Why do my compass readings not match the calculated azimuth?
Several factors can cause discrepancies between calculated azimuth and compass readings:
- Magnetic Declination:
- The angle between true north and magnetic north
- Varies by location (from -20° to +30° in continental US)
- Changes over time (about 0.2° per year in some areas)
Solution: Add/subtract your local declination to compass readings
- Local Magnetic Anomalies:
- Caused by magnetic mineral deposits
- Can create errors of several degrees
- Common near volcanic or iron-rich areas
Solution: Use non-magnetic instruments or GPS for verification
- Compass Errors:
- Needle imbalance or friction
- Improper leveling
- Nearby metal objects or electronics
Solution: Calibrate compass regularly, hold away from interference
- Instrument Limitations:
- Most compasses have ±1° accuracy
- Surveying instruments can achieve ±0.1°
- GPS compasses (with two antennas) can reach ±0.01°
For critical applications, always verify compass readings with multiple methods and consider using a professional-grade theodolite or GPS system.

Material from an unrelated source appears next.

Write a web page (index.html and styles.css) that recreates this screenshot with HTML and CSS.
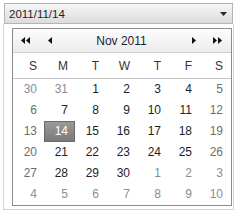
FILE: index.html
```html
<!DOCTYPE html>
<html lang="en">
<head>
    <meta charset="UTF-8">
    <title>Date picker</title>
    <link rel="stylesheet" href="styles.css">
</head>
<body>
    <div class="combo">
        <span class="combo-value">2011/11/14</span>
        <svg class="combo-arrow" width="7" height="4" viewBox="0 0 7 4"><polygon points="0,0 7,0 3.5,4" fill="#2a2a2a"/></svg>
    </div>
    <div class="popup">
        <div class="calendar">
            <div class="cal-header">
                <div class="nav nav-left">
                    <svg width="9" height="7" viewBox="0 0 9 7"><polygon points="4,0 4,7 0,3.5" fill="#111"/><polygon points="9,0 9,7 5,3.5" fill="#111"/></svg>
                    <svg class="nav-single" width="4" height="7" viewBox="0 0 4 7"><polygon points="4,0 4,7 0,3.5" fill="#111"/></svg>
                </div>
                <div class="cal-title">Nov 2011</div>
                <div class="nav nav-right">
                    <svg class="nav-single" width="4" height="7" viewBox="0 0 4 7"><polygon points="0,0 0,7 4,3.5" fill="#111"/></svg>
                    <svg width="9" height="7" viewBox="0 0 9 7"><polygon points="0,0 0,7 4,3.5" fill="#111"/><polygon points="5,0 5,7 9,3.5" fill="#111"/></svg>
                </div>
            </div>
            <div class="dow">
                <span>S</span><span>M</span><span>T</span><span>W</span><span>T</span><span>F</span><span>S</span>
            </div>
            <div class="days">
                <span class="other">30</span><span class="other">31</span><span>1</span><span>2</span><span>3</span><span>4</span><span class="weekend">5</span>
                <span class="weekend">6</span><span>7</span><span>8</span><span>9</span><span>10</span><span>11</span><span class="weekend">12</span>
                <span class="weekend">13</span><span class="selected">14</span><span>15</span><span>16</span><span>17</span><span>18</span><span class="weekend">19</span>
                <span class="weekend">20</span><span>21</span><span>22</span><span>23</span><span>24</span><span>25</span><span class="weekend">26</span>
                <span class="weekend">27</span><span>28</span><span>29</span><span>30</span><span class="other">1</span><span class="other">2</span><span class="other">3</span>
                <span class="other">4</span><span class="other">5</span><span class="other">6</span><span class="other">7</span><span class="other">8</span><span class="other">9</span><span class="other">10</span>
            </div>
        </div>
    </div>
</body>
</html>
```

FILE: styles.css
```css
body {
    margin: 0;
    padding-top: 3px;
    width: 238px;
    height: 213px;
    background-color: #fff;
    font-family: 'Liberation Sans', Arial, sans-serif;
    font-size: 12px;
    color: #1e1e2a;
}
.combo {
    box-sizing: border-box;
    margin-left: 4px;
    width: 229px;
    height: 21px;
    border: 1px solid #b4b4b4;
    background: linear-gradient(#f6f6f6, #dcdcdc);
    display: flex;
    align-items: center;
    justify-content: space-between;
    padding: 0 5px 0 4px;
    position: relative;
    z-index: 1;
}
.combo-value {
    font-size: 11.5px;
    color: #1e1e2a;
}
.combo-arrow {
    margin-top: 1px;
}
.popup {
    box-sizing: border-box;
    margin-left: 3px;
    width: 231px;
    height: 186px;
    border: 1px solid #d2d2de;
    border-top: none;
    padding: 4px 1px 2px 8px;
}
.calendar {
    border: 1px solid #8c8c8c;
    height: 178px;
    box-sizing: border-box;
}
.cal-header {
    display: flex;
    align-items: center;
    height: 23px;
    border-bottom: 1px solid #d0d0d0;
    background: linear-gradient(#fcfcfc, #ececec);
}
.nav {
    display: flex;
    align-items: center;
    width: 40px;
}
.nav-left {
    padding-left: 8px;
}
.nav-left .nav-single {
    margin-left: 18px;
}
.nav-right {
    justify-content: flex-end;
    padding-right: 9px;
}
.nav-right .nav-single {
    margin-right: 17px;
}
.cal-title {
    flex: 1;
    text-align: center;
    font-size: 12px;
    color: #1c1c3a;
}
.dow,
.days {
    display: grid;
    grid-template-columns: repeat(7, 31px);
}
.dow {
    height: 25px;
    border-bottom: 1px solid #c4c4c4;
}
.dow span {
    text-align: right;
    padding-right: 7px;
    line-height: 26px;
    color: #333;
}
.days span {
    box-sizing: border-box;
    height: 21px;
    line-height: 21px;
    text-align: right;
    padding-right: 7px;
    color: #1e1e2a;
}
.days .weekend {
    color: #6e6e6e;
}
.days .other {
    color: #8c8c96;
}
.days .selected {
    background: linear-gradient(#9a9a9a, #7a7a7a);
    border: 1px solid #6a6a6a;
    color: #fff;
    line-height: 19px;
    padding-right: 6px;
}
```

How do I convert between decimal degrees and DMS format?
Our calculator handles this conversion automatically, but here’s how to do it manually:
Decimal Degrees to DMS:
- Degrees = Integer part of the decimal
- Minutes = (Decimal – Degrees) × 60
- Seconds = (Minutes – Integer minutes) × 60
Example: 40.7128° N → 40° 42′ 46.08″ N
DMS to Decimal Degrees:
Decimal = Degrees + (Minutes/60) + (Seconds/3600)
Example: 74° 00′ 21.6″ W → 74.0060° W
Common Pitfalls:
- Remember that latitude ranges from 0° to 90° (N/S)
- Longitude ranges from 0° to 180° (E/W)
- Always include the hemisphere (N/S/E/W)
- Minutes and seconds should be less than 60
Precision Considerations:
- 1° ≈ 111 km at equator
- 1′ ≈ 1.85 km at equator
- 1″ ≈ 30.9 m at equator
- Precision requirements vary by application
What coordinate systems does this calculator support?
Our calculator primarily works with geographic coordinates but understands these common formats:
Supported Input Formats:
- Decimal Degrees (DD):
- Format: ±DD.DDDDD°
- Example: 40.7128° N, 74.0060° W
- Enter directly into the calculator
- Degrees Decimal Minutes (DDM):
- Format: ±DD° MM.MMM’
- Example: 40° 42.768′ N, 74° 0.360′ W
- Convert to DD before entering: 42.768’/60 = 0.7128°
Unsupported (Requires Conversion):
- Degrees Minutes Seconds (DMS):
- Convert to DD using the formula in the previous FAQ
- Universal Transverse Mercator (UTM):
- Use online converters or GIS software
- Specify the correct UTM zone
- Military Grid Reference System (MGRS):
- Convert to geographic coordinates first
Coordinate System Details:
- Datum: Assumes WGS84 (standard for GPS)
- Ellipsoid: Uses WGS84 parameters (a=6378137m, f=1/298.257223563)
- Height: Assumes sea level (no elevation correction)
For coordinates in other datums (like NAD27 or ED50), you’ll need to convert them to WGS84 before using this calculator. Online tools like NOAA’s NADCON can perform these transformations.
How can I verify the accuracy of my azimuth calculations?
To ensure your azimuth calculations are accurate, follow this verification process:
Cross-Check Methods:
- Reverse Calculation:
- Calculate azimuth from A to B
- Calculate reverse azimuth from B to A
- Should differ by exactly 180° (with 360° wrap-around)
- Alternative Tools:
- Compare with GeographicLib online calculator
- Use GIS software like QGIS or ArcGIS
- Check against professional surveying equipment
- Known Benchmarks:
- Use coordinates of known geographic features
- Compare with published azimuth values
- Example: Azimuth from North Pole to any point should be 180°
Field Verification Techniques:
- Solar Observation:
- At solar noon, azimuth to sun should be 180° (in northern hemisphere)
- Use sun position calculators for verification
- Polaris Method (Northern Hemisphere):
- Polaris is approximately at azimuth 0° (true north)
- Useful for verifying compass calibration
- GPS Methods:
- Use two GPS receivers at known points
- Compare calculated azimuth with GPS bearing
- Account for GPS position accuracy (±3-5m typical)
Common Error Sources:
- Coordinate transcription errors
- Datum mismatches between systems
- Magnetic interference with compasses
- Improper instrument leveling
- Atmospheric effects on optical instruments
For professional applications, always perform calculations using at least two independent methods and verify with physical measurements when possible.